DIRECTION: Start at the line holding "Clone this screenshot", stop at the line holding "import React from 'react';", and repeat those lines exactly, both ends included; skip the pictures.

# # # # # # #

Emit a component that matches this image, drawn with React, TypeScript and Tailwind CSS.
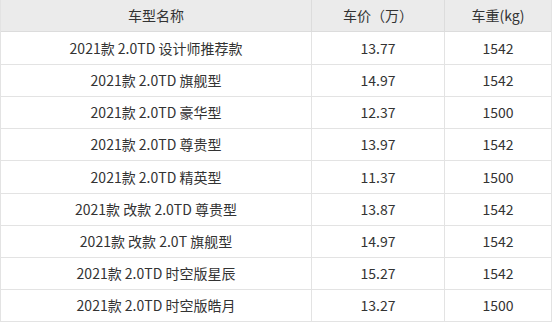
const rows = [
  { name: "2021款 2.0TD 设计师推荐款", price: "13.77", weight: "1542" },
  { name: "2021款 2.0TD 旗舰型", price: "14.97", weight: "1542" },
  { name: "2021款 2.0TD 豪华型", price: "12.37", weight: "1500" },
  { name: "2021款 2.0TD 尊贵型", price: "13.97", weight: "1542" },
  { name: "2021款 2.0TD 精英型", price: "11.37", weight: "1500" },
  { name: "2021款 改款 2.0TD 尊贵型", price: "13.87", weight: "1542" },
  { name: "2021款 改款 2.0T 旗舰型", price: "14.97", weight: "1542" },
  { name: "2021款 2.0TD 时空版星辰", price: "15.27", weight: "1542" },
  { name: "2021款 2.0TD 时空版皓月", price: "13.27", weight: "1500" },
];

// a few rows are a pixel taller so the borders land where the screenshot has them
const heights = ["h-[33px]", "h-[32px]", "h-[32px]", "h-[32px]", "h-[33px]", "h-[32px]", "h-[32px]", "h-[32px]", "h-[32px]"];

export default function App() {
  return (
    <div
      className="h-[324px] w-[554px] overflow-hidden bg-white text-[14px] text-[#333]"
      style={{ fontFamily: '"Noto Sans CJK SC", "Noto Sans", sans-serif' }}
    >
      <div className="w-[552px] border-l border-r border-[#e3e3e3]">
        <div className="grid h-[32px] grid-cols-[311px_133px_106px] border-b border-[#dcdcdc] bg-[#ebebeb]">
          <div className="flex items-center justify-center border-r border-[#dcdcdc]">车型名称</div>
          <div className="flex items-center justify-center border-r border-[#dcdcdc]">车价（万）</div>
          <div className="flex items-center justify-center">车重(kg)</div>
        </div>
        {rows.map((r, i) => (
          <div
            key={i}
            className={`grid ${heights[i]} grid-cols-[311px_133px_106px] border-b border-[#e3e3e3]`}
          >
            <div className="flex items-center justify-center border-r border-[#e3e3e3]">{r.name}</div>
            <div className="flex items-center justify-center border-r border-[#e3e3e3]">{r.price}</div>
            <div className="flex items-center justify-center">{r.weight}</div>
          </div>
        ))}
      </div>
    </div>
  );
}
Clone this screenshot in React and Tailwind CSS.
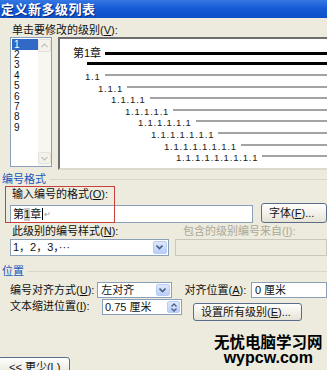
import React from 'react';

const LEVELS = [
  { text: '1.1', pl: 'pl-[25px]' },
  { text: '1.1.1', pl: 'pl-[38px]' },
  { text: '1.1.1.1', pl: 'pl-[51px]' },
  { text: '1.1.1.1.1', pl: 'pl-[65px]' },
  { text: '1.1.1.1.1.1', pl: 'pl-[78px]' },
  { text: '1.1.1.1.1.1.1', pl: 'pl-[91px]' },
  { text: '1.1.1.1.1.1.1.1', pl: 'pl-[104px]' },
  { text: '1.1.1.1.1.1.1.1.1', pl: 'pl-[116px]' },
];

function Acc({ k }) {
  return (
    <>
      (<span className="underline underline-offset-1">{k}</span>)
    </>
  );
}

function DropButton() {
  return (
    <div className="w-[14px] h-full flex items-center justify-center rounded-[2px] border border-[#b9cdf4] bg-gradient-to-b from-[#dfe9fd] to-[#b8cdf8]">
      <svg width="7" height="5" viewBox="0 0 7 5">
        <path d="M0.5 0.5 L3.5 3.5 L6.5 0.5" fill="none" stroke="#4d6185" strokeWidth="1.6" />
      </svg>
    </div>
  );
}

function XpButton({ children, className }) {
  return (
    <div className={`flex items-center rounded-[3px] border border-[#5a6e8c] bg-gradient-to-b from-[#ffffff] to-[#e6e3d6] ${className}`}>
      {children}
    </div>
  );
}

export default function App() {
  return (
    <div className="relative w-[327px] h-[370px] overflow-hidden bg-[#ecebdd] text-[11px] leading-[13px] text-[#111] font-['Liberation_Sans','Noto_Sans_CJK_SC',sans-serif]">
      {/* title bar */}
      <div className="h-[18px] flex items-center bg-gradient-to-b from-[#3577e3] via-[#1459d6] to-[#0c4fc8] pl-[1px]">
        <span className="text-white font-bold text-[13px] tracking-[0.5px] [text-shadow:1px_1px_0_#0a2d7a]">定义新多级列表</span>
      </div>

      <div className="mt-[6px] pl-[12px]">
        单击要修改的级别<Acc k="V" />:
      </div>

      {/* level list + preview */}
      <div className="flex h-[133px] pl-[10px] gap-[6px]">
        <div className="w-[42px] h-[130px] border border-[#8aa0b8] bg-white flex">
          <div className="flex-1 pt-[1px] pl-[1px] text-[10px]">
            {[1, 2, 3, 4, 5, 6, 7, 8, 9].map((n) => (
              <div
                key={n}
                className={`h-[10.4px] leading-[10.4px] pl-[2px] ${n === 1 ? 'bg-[#3169c6] text-white h-[11px] leading-[11px]' : ''}`}
              >
                {n}
              </div>
            ))}
          </div>
          <div className="w-[13px] bg-[#f7f6f1] flex flex-col justify-between">
            <div className="h-[13px] mt-[1px] border border-[#e4e2d8] rounded-[2px] bg-[#f3f2ec] flex items-center justify-center">
              <svg width="7" height="5" viewBox="0 0 7 5">
                <path d="M0.5 4 L3.5 1 L6.5 4" fill="none" stroke="#c8c6ba" strokeWidth="1.4" />
              </svg>
            </div>
            <div className="h-[12px] mb-[2px] border border-[#e4e2d8] rounded-[2px] bg-[#f3f2ec] flex items-center justify-center">
              <svg width="7" height="5" viewBox="0 0 7 5">
                <path d="M0.5 1 L3.5 4 L6.5 1" fill="none" stroke="#c8c6ba" strokeWidth="1.4" />
              </svg>
            </div>
          </div>
        </div>

        <div className="flex-1 -mr-[20px] h-[133px] border-2 border-[#6e6e6e] border-b-[#dcdacd] bg-white">
          <div className="flex items-center pl-[13px] mt-[8px] h-[12px]">
            <span className="text-[11px]">第1章</span>
            <div className="flex-1 h-[3px] ml-[4px] bg-black" />
          </div>
          <div className="ml-[27px] mt-[3px] h-[3px] bg-black" />
          <div className="mt-[6px]">
            {LEVELS.map((l) => (
              <div key={l.text} className={`flex items-start h-[11.6px] ${l.pl}`}>
                <span className="text-[9.5px] leading-[11.6px] tracking-[0.8px] text-[#222]">{l.text}</span>
                <div className="flex-1 h-[2px] mt-[3px] ml-[4px] bg-[#a3a3a3]" />
              </div>
            ))}
          </div>
        </div>
      </div>

      {/* number format */}
      <div className="flex items-center mt-[3px] pl-[2px]">
        <span className="text-[#2257bd]">编号格式</span>
        <div className="flex-1 h-px ml-[4px] bg-[#d8d6c6]" />
      </div>
      <div className="mt-[2px] pl-[12px]">
        输入编号的格式<Acc k="O" />:
      </div>
      <div className="flex items-end mt-[2px] h-[20px] pl-[10px]">
        <div className="w-[260px] h-[18px] border border-[#8aa0b8] bg-white flex items-center pl-[2px] text-[11px]">
          第<span className="bg-[#c9c9c9]">1</span>章
          <span className="w-px h-[12px] bg-black ml-[1px]" />
          <span className="text-[8px] text-[#999] ml-[1px]">↵</span>
        </div>
        <XpButton className="ml-[8px] h-[20px] w-[70px] pl-[7px]">
          字体<Acc k="F" />...
        </XpButton>
      </div>

      <div className="flex mt-[2px]">
        <div className="pl-[12px] w-[183px]">
          此级别的编号样式<Acc k="N" />:
        </div>
        <div className="text-[#aca899]">
          包含的级别编号来自<Acc k="I" />:
        </div>
      </div>
      <div className="flex mt-[1px] h-[17px] pl-[10px]">
        <div className="w-[167px] h-[17px] border border-[#8aa0b8] bg-white flex items-center pl-[2px] pr-[1px] py-[1px]">
          <span className="flex-1">1，2，3，···</span>
          <DropButton />
        </div>
        <div className="ml-[6px] w-[160px] h-[17px] border border-[#c9c7ba] bg-[#ecebdd]" />
      </div>

      {/* position */}
      <div className="flex items-center mt-[9px] pl-[2px]">
        <span className="text-[#2257bd]">位置</span>
        <div className="flex-1 h-px ml-[4px] bg-[#d8d6c6]" />
      </div>
      <div className="flex items-center mt-[4px] h-[16px] pl-[10px]">
        <div className="w-[92px]">
          编号对齐方式<Acc k="U" />:
        </div>
        <div className="w-[78px] h-[16px] border border-[#8aa0b8] bg-white flex items-center pl-[3px] pr-[1px] py-[1px]">
          <span className="flex-1">左对齐</span>
          <DropButton />
        </div>
        <div className="ml-[13px] w-[70px]">
          对齐位置<Acc k="A" />:
        </div>
        <div className="w-[80px] h-[16px] border border-[#8aa0b8] bg-white flex items-center pl-[3px]">
          0 厘米
        </div>
      </div>
      <div className="flex items-start mt-[1px] h-[21px] pl-[10px]">
        <div className="w-[92px] mt-[1px]">
          文本缩进位置<Acc k="I" />:
        </div>
        <div className="w-[80px] h-[16px] border border-[#8aa0b8] bg-white flex items-center pl-[2px] pr-[1px] py-[1px]">
          <span className="flex-1">0.75 厘米</span>
          <div className="w-[13px] h-full flex flex-col items-center justify-center gap-[1px] rounded-[2px] border border-[#b9cdf4] bg-gradient-to-b from-[#dfe9fd] to-[#b8cdf8]">
            <svg width="6" height="4" viewBox="0 0 6 4">
              <path d="M0.5 3.5 L3 1 L5.5 3.5" fill="none" stroke="#4d6185" strokeWidth="1.3" />
            </svg>
            <svg width="6" height="4" viewBox="0 0 6 4">
              <path d="M0.5 0.5 L3 3 L5.5 0.5" fill="none" stroke="#4d6185" strokeWidth="1.3" />
            </svg>
          </div>
        </div>
        <XpButton className="ml-[11px] mt-[4px] h-[18px] w-[109px] pl-[7px]">
          设置所有级别<Acc k="E" />...
        </XpButton>
      </div>

      <XpButton className="mt-[37px] -ml-[2px] h-[20px] w-[72px] pl-[10px]">
        &lt;&lt; 更少<Acc k="L" />
      </XpButton>

      {/* watermark */}
      <div className="absolute left-[214px] top-[332px] flex flex-col items-center font-bold text-black">
        <span className="text-[15.5px] leading-[18px] font-['Noto_Sans_CJK_SC',sans-serif]">无忧电脑学习网</span>
        <span className="text-[16px] leading-[15px] font-['Liberation_Sans',sans-serif]">wypcw.com</span>
      </div>

      {/* red annotation box */}
      <div className="absolute left-[5px] top-[186px] w-[110px] h-[37px] border border-[#c8403c]" />
    </div>
  );
}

# # # # # # #

TASK OUTPUT:
Clone this screenshot in React and Tailwind CSS.
import React from 'react';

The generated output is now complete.